The legislators hope to swiftly pass the proposed bill, which is aimed largely at making life more uncomfortable for corporations that wish to take advantage of the high court’s decision, in advance of this year’s congressional primaries and general election.

The package is in direct response to the high court’s ruling last month in Citizens United vs. the Federal Election Commission, which struck down federal limits on corporate spending in elections as a violation of freedom of speech.

As a result of the decision, businesses are free to spend without constraint in support of a specific candidate, although they are still limited in what they can directly donate to a candidate’s campaign.

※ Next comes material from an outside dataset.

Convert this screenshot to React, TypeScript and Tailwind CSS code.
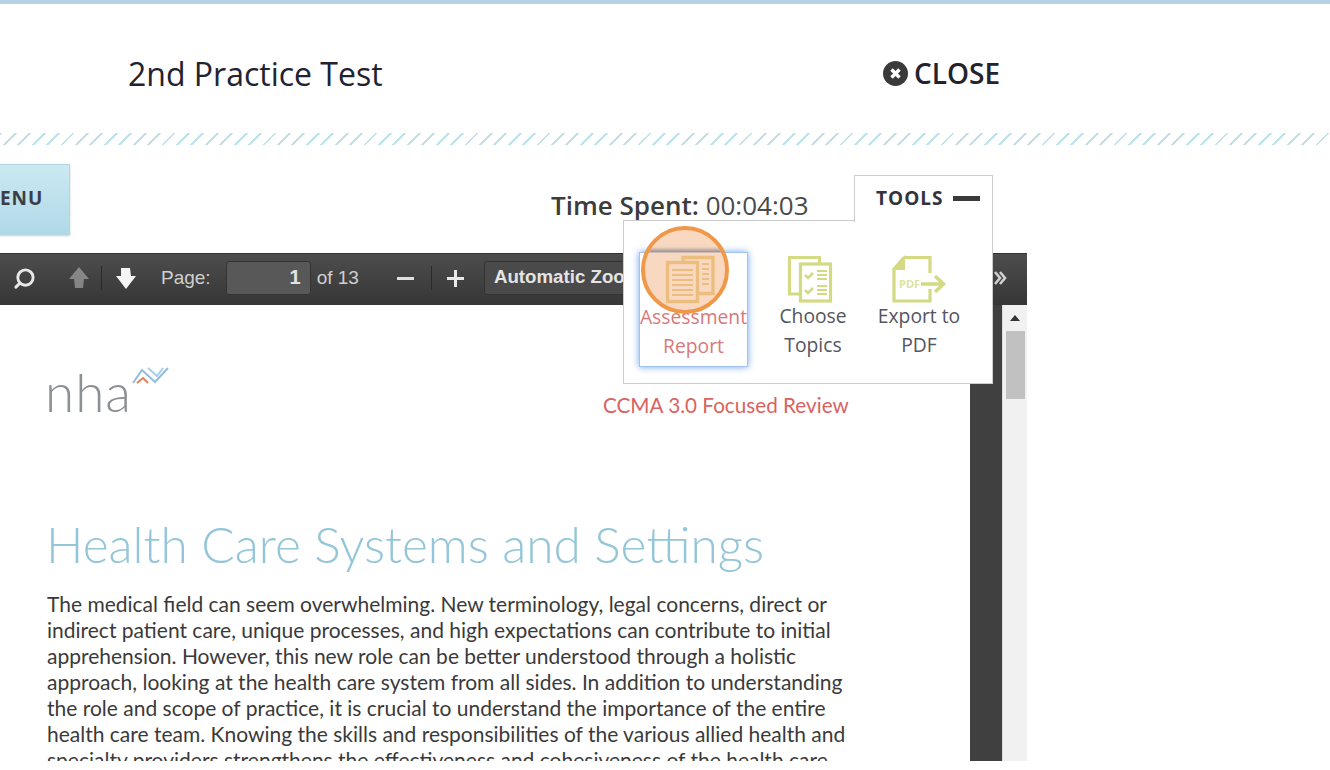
import { Search } from 'lucide-react';

const BODY_LINES = [
  'The medical field can seem overwhelming. New terminology, legal concerns, direct or',
  'indirect patient care, unique processes, and high expectations can contribute to initial',
  'apprehension. However, this new role can be better understood through a holistic',
  'approach, looking at the health care system from all sides. In addition to understanding',
  'the role and scope of practice, it is crucial to understand the importance of the entire',
  'health care team. Knowing the skills and responsibilities of the various allied health and',
  'specialty providers strengthens the effectiveness and cohesiveness of the health care',
];

function ArrowIcon({ down, dim }: { down?: boolean; dim?: boolean }) {
  return (
    <svg width="24" height="24" viewBox="0 0 24 24" className={dim ? 'opacity-50' : ''}>
      <path
        d={down ? 'M7 2h9l1 8h5L12 23 2 10h5z' : 'M12 1l10 12h-5l-1 9H8L7 13H2z'}
        fill={down ? '#f4f4f4' : '#c8c8c8'}
      />
    </svg>
  );
}

function ReportIcon() {
  return (
    <svg width="52" height="50" viewBox="0 0 52 50" fill="none" stroke="#e2c878" strokeWidth="3.4" className="mr-[6px]">
      <path d="M18 7V2.5h30v36H34" />
      <rect x="2.5" y="7.5" width="30" height="39" />
      <path d="M7 15h21M7 20h21M7 25h21M7 30h21M7 35h21M7 40h21M37 9h7M37 14h7M37 19h7M37 24h7M37 29h7" strokeWidth="2" />
    </svg>
  );
}

function TopicsIcon() {
  return (
    <svg width="46" height="48" viewBox="0 0 46 48" fill="none" stroke="#d4d984" strokeWidth="3.2" className="mr-[6px]">
      <path d="M12 39H2.5V2.5h30v6" />
      <rect x="13.5" y="9" width="30" height="37" />
      <path d="M18 20l3 3 5-5M18 35l3 3 5-5" strokeWidth="2.6" />
      <path d="M30 16h10M30 20h10M30 24h10M30 31h10M30 35h10M30 39h10" strokeWidth="2" />
    </svg>
  );
}

function PdfIcon() {
  return (
    <svg width="56" height="48" viewBox="0 0 56 48" fill="none">
      <path d="M13 2.5H39V18M39 34V46H3V14L13 2.5" stroke="#d4d984" strokeWidth="3.2" />
      <path d="M3 14L13 2.5V14z" fill="#d4d984" stroke="#d4d984" strokeWidth="2" />
      <text x="8" y="33" fontSize="11" fontWeight="700" fill="#dde2a0" fontFamily="Open Sans, sans-serif">PDF</text>
      <path d="M30 29H52M44 21l8.5 8-8.5 8" stroke="#d4d984" strokeWidth="3.6" />
    </svg>
  );
}

function ToolItem({ icon, lines, active }: { icon: React.ReactNode; lines: string[]; active?: boolean }) {
  return (
    <div
      className={`flex flex-col items-center pt-[2px] h-[115px] ${
        active ? 'w-[109px] border border-[#a0c4ee] shadow-[0_0_7px_#6fa6ec] text-[#d9787a]' : 'text-[#55555f]'
      }`}
    >
      <div className="h-[50px] flex items-center justify-center">{icon}</div>
      <div className="-mt-[3px] text-center text-[19.3px] leading-[29px] whitespace-nowrap">
        {lines.map(l => <div key={l}>{l}</div>)}
      </div>
    </div>
  );
}

export default function App() {
  return (
    <div className="w-[1330px] h-[770px] overflow-hidden bg-white font-['Open_Sans',sans-serif]">
      {/* Top bar */}
      <div className="h-[4px] bg-[#b5d3e6]" />

      {/* Title */}
      <div className="h-[129px] flex items-center pt-[10px]">
        <h1 className="ml-[128px] w-[748px] text-[32px] text-[#222230]">2nd Practice Test</h1>
        <div className="flex items-center gap-[6px] ml-[7px] text-[28px] font-semibold text-[#23232f]">
          <span className="w-[25px] h-[25px] rounded-full bg-[#3a3a3a] flex items-center justify-center">
            <svg width="13" height="13" viewBox="0 0 13 13"><path d="M2.5 2.5l8 8M10.5 2.5l-8 8" stroke="#fff" strokeWidth="3.4" /></svg>
          </span>
          <span className="-mt-[2px]">CLOSE</span>
        </div>
      </div>

      {/* Stripes */}
      <div className="h-[12px] bg-[repeating-linear-gradient(135deg,#bfe2e8_0,#bfe2e8_2px,transparent_2px,transparent_10.2px)]" />

      <div className="relative w-[1027px]">
        {/* Menu + time */}
        <div className="flex items-start h-[108px] pt-[19px]">
          <button className="-ml-[40px] w-[110px] h-[71px] pl-[20px] pb-[2px] text-left border border-[#b4d6e2] shadow-[0_1px_2px_#ccc] bg-gradient-to-b from-[#cbe9f2] to-[#b0d9e8] text-[19px] font-bold tracking-[1px] text-[#3a3f47]">
            MENU
          </button>
          <div className="ml-[481px] mt-[24px] text-[26px] leading-[34px] text-[#3c3c3c] whitespace-nowrap">
            <span className="font-semibold">Time Spent:</span> <span className="text-[#4a4a4a]">00:04:03</span>
          </div>
        </div>

        {/* PDF viewer */}
        <div className="h-[508px] flex flex-col overflow-hidden">
          <div className="h-[52px] shrink-0 flex items-center pb-[3px] bg-gradient-to-b from-[#4d4d4d] to-[#363636] border-t border-[#333] font-['Liberation_Sans',sans-serif] text-[#dcdcdc]">
            <Search size={23} strokeWidth={3} className="ml-[13px] -scale-x-100 text-[#e8e8e8]" />
            <div className="ml-[31px]"><ArrowIcon dim /></div>
            <div className="ml-[10px] w-px h-[24px] bg-[#2a2a2a]" />
            <div className="ml-[12px]"><ArrowIcon down /></div>
            <span className="ml-[23px] text-[19px] text-[#cfcfcf]">Page:</span>
            <div className="ml-[15px] w-[85px] h-[34px] rounded-[3px] border border-[#333] bg-[#585858] text-right pr-[9px] text-[20px] leading-[30px] font-bold text-[#e4e4e4]">1</div>
            <span className="ml-[6px] text-[19px] text-[#cfcfcf]">of 13</span>
            <div className="ml-[38px] w-[17px] h-[3px] bg-[#e0e0e0]" />
            <div className="ml-[17px] w-px h-[24px] bg-[#2a2a2a]" />
            <span className="ml-[15px] relative w-[17px] h-[17px] before:absolute before:left-0 before:top-[7px] before:w-[17px] before:h-[3px] before:bg-[#e8e8e8] after:absolute after:left-[7px] after:top-0 after:w-[3px] after:h-[17px] after:bg-[#e8e8e8]" />
            <div className="ml-[20px] w-[240px] h-[34px] pl-[9px] rounded-[3px] border border-[#333] bg-[#4a4a4a] text-[18.7px] leading-[30px] font-bold text-[#e4e4e4] whitespace-nowrap">Automatic Zoom</div>
            <svg width="14" height="16" viewBox="0 0 14 16" className="ml-[269px]" fill="none" stroke="#d0d0d0" strokeWidth="2.6">
              <path d="M2 2l5 6-5 6M7 2l5 6-5 6" />
            </svg>
          </div>

          <div className="flex-1 min-h-0 flex">
            {/* Page */}
            <div className="w-[970px] pl-[47px] overflow-hidden font-['Lato',sans-serif]">
              <div className="h-[209px] flex items-start">
                <div className="relative -ml-[2px] mt-[57px] w-[132px] text-[53px] leading-[60px] font-light tracking-[1px] text-[#8a9093]">
                  nha
                  <svg width="40" height="22" viewBox="0 0 40 22" className="absolute left-[85px] top-[3px]" fill="none" strokeWidth="2">
                    <path d="M3 18L12 5l13 12L38 3" stroke="#8fbfe0" />
                    <path d="M18 3l9 8 6-8" stroke="#a8cfe8" />
                    <path d="M7 18l6-5 5 5" stroke="#e4805c" />
                  </svg>
                </div>
                <div className="ml-[426px] mt-[85px] text-[20.7px] text-[#d9635f] whitespace-nowrap">CCMA 3.0 Focused Review</div>
              </div>
              <h2 className="-ml-[1px] text-[49.6px] leading-[60px] font-light text-[#94c6d9] whitespace-nowrap">Health Care Systems and Settings</h2>
              <div className="mt-[17px] text-[21px] leading-[26px] text-[#3a3a3a] whitespace-nowrap">
                {BODY_LINES.map(l => <div key={l}>{l}</div>)}
              </div>
            </div>
            <div className="w-[33px] bg-[#404040] border-r border-[#ddd]" />
            {/* Scrollbar */}
            <div className="w-[24px] bg-[#f1f1f1] pt-[10px] flex flex-col items-center">
              <div className="w-0 h-0 border-x-[5px] border-x-transparent border-b-[6px] border-b-[#333]" />
              <div className="mt-[10px] w-[19px] h-[68px] bg-[#c1c1c1]" />
            </div>
          </div>
        </div>

        {/* Tools dropdown */}
        <div className="absolute left-[623px] top-[30px] w-[370px] h-[209px]">
          <div className="absolute right-0 top-0 w-[139px] h-[47px] bg-white border border-b-0 border-[#ccc] flex items-center pl-[21px] pb-[2px] gap-[10px] z-10 text-[19px] font-bold tracking-[1px] text-[#33333d]">
            TOOLS
            <div className="w-[27px] h-[5px] bg-[#3a3a3a]" />
          </div>
          <div className="absolute left-0 top-[45px] w-[370px] h-[164px] bg-white border border-[#ccc] pl-[15px] pt-[31px] flex">
            <ToolItem active icon={<ReportIcon />} lines={['Assessment', 'Report']} />
            <div className="ml-[42px] w-[46px]">
              <ToolItem icon={<TopicsIcon />} lines={['Choose', 'Topics']} />
            </div>
            <div className="ml-[55px] w-[56px]">
              <ToolItem icon={<PdfIcon />} lines={['Export to', 'PDF']} />
            </div>
            {/* Highlight circle */}
            <div className="absolute left-[17px] top-[5px] w-[88px] h-[88px] rounded-full border-[4px] border-[#f0984a] bg-[#f4b183]/50 overflow-hidden">
              <div className="mt-[17px] h-[5px] bg-gradient-to-b from-transparent to-black/25" />
            </div>
          </div>
        </div>
      </div>
    </div>
  );
}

Reform advocates fear that the ruling will allow corporations to dominate the campaign landscape by purchasing an abundance of advertising time on radio and television. Democrats, in particular, worry that high levels of corporate spending will benefit Republican candidates.

“It’s one of the most wrongheaded decisions in court history,” said Sen. Charles E. Schumer (D-N.Y.).

But many conservatives and some liberals cheered the ruling, calling it a victory for freedom of speech. And several Republicans in Congress praised it, suggesting that passing a bill could be tough. Moreover, some campaign-reform advocates complained Thursday that the measures don’t go far enough to stem a prospective tide of corporate dollars.

The legislation would seek to prevent foreign-owned corporations and government contractors from spending money on U.S. elections. Schumer cited the governments of Venezuela, which owns the oil company Citgo, and China, which owns part of several large corporations, as examples.

The bill would also increase disclosure requirements for domestic corporations. It would force chief executives to appear on camera at the end of corporate-sponsored ads, saying, in essence, that they “approved this message.”

That requirement would exist even if the company donated money to a separate corporation used for political advocacy.

“Corporations shouldn’t be able to hide behind sham entities in order to disguise their participation in these activities,” said Rep. Chris Van Hollen (D-Md.), the bill’s sponsor in the House.

Ads prepared by advocacy groups and trade associations would be required to list the identities of their largest donors. The measure would also require increased reporting to the Federal Election Commission so that a money trail from a corporation to a shell group or trade association could be tracked.

Schumer could face an uphill battle in the Senate, which has been gridlocked by partisan squabbles. Eight years ago, when Congress passed the Bipartisan Campaign Reform Act -- parts of which were struck down by the high court last month -- it did so with 10 GOP votes.

Some of those lawmakers, including Sens. John McCain of Arizona, who was a cosponsor of the bill; Thad Cochran of Mississippi; and Olympia J. Snowe of Maine, remain in the Senate. But it is uncertain whether the level of support seen in 2002 still exists.

Schumer said Democrats would attempt to obtain some GOP cosponsors in the coming weeks, and he conceded that the package doesn’t go as far as some reform advocates would like.

Richard L. Hasen, an election-law expert at Loyola Law School in Los Angeles, said that given the sweeping nature of the court’s ruling, there is little Congress can do other than beefing up disclosure requirements without running afoul of the same constitutional problems that doomed the earlier limits on corporate spending.

If Congress does pass a bill, a court challenge appears almost certain. Schumer said he was confident that restrictions would stay in place for the 2010 elections while courts examined the law’s constitutionality.